Work required.
Take every line from the listing below that contains "React".

Input.
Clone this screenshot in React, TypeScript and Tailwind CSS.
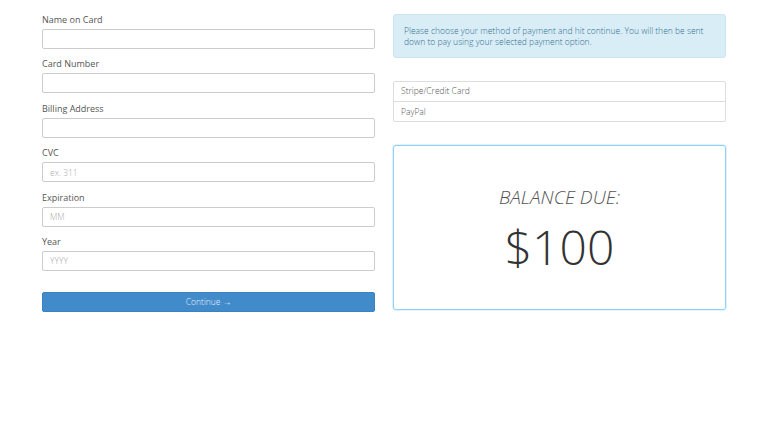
...
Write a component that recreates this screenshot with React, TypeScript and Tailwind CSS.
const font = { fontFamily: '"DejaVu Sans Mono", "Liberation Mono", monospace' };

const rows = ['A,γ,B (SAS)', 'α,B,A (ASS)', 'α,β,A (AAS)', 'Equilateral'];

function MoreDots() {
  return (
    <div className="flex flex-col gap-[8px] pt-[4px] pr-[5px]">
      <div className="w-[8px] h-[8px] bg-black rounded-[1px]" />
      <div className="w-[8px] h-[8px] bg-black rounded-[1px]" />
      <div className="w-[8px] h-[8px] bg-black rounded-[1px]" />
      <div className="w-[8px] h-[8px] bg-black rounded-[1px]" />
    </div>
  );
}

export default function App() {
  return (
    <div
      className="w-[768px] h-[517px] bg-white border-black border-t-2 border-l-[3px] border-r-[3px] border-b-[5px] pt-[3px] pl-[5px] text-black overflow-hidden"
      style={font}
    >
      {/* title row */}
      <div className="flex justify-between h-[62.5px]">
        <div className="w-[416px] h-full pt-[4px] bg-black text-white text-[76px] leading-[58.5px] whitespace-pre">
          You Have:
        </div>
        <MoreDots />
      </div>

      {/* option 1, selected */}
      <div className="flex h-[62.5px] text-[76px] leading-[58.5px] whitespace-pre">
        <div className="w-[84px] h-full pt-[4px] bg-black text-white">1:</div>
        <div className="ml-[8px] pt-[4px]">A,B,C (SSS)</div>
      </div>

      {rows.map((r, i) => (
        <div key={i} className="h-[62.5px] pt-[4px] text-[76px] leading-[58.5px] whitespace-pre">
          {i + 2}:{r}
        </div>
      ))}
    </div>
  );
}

Problem solution.
Clone this screenshot in React, TypeScript and Tailwind CSS.
Write a component that recreates this screenshot with React, TypeScript and Tailwind CSS.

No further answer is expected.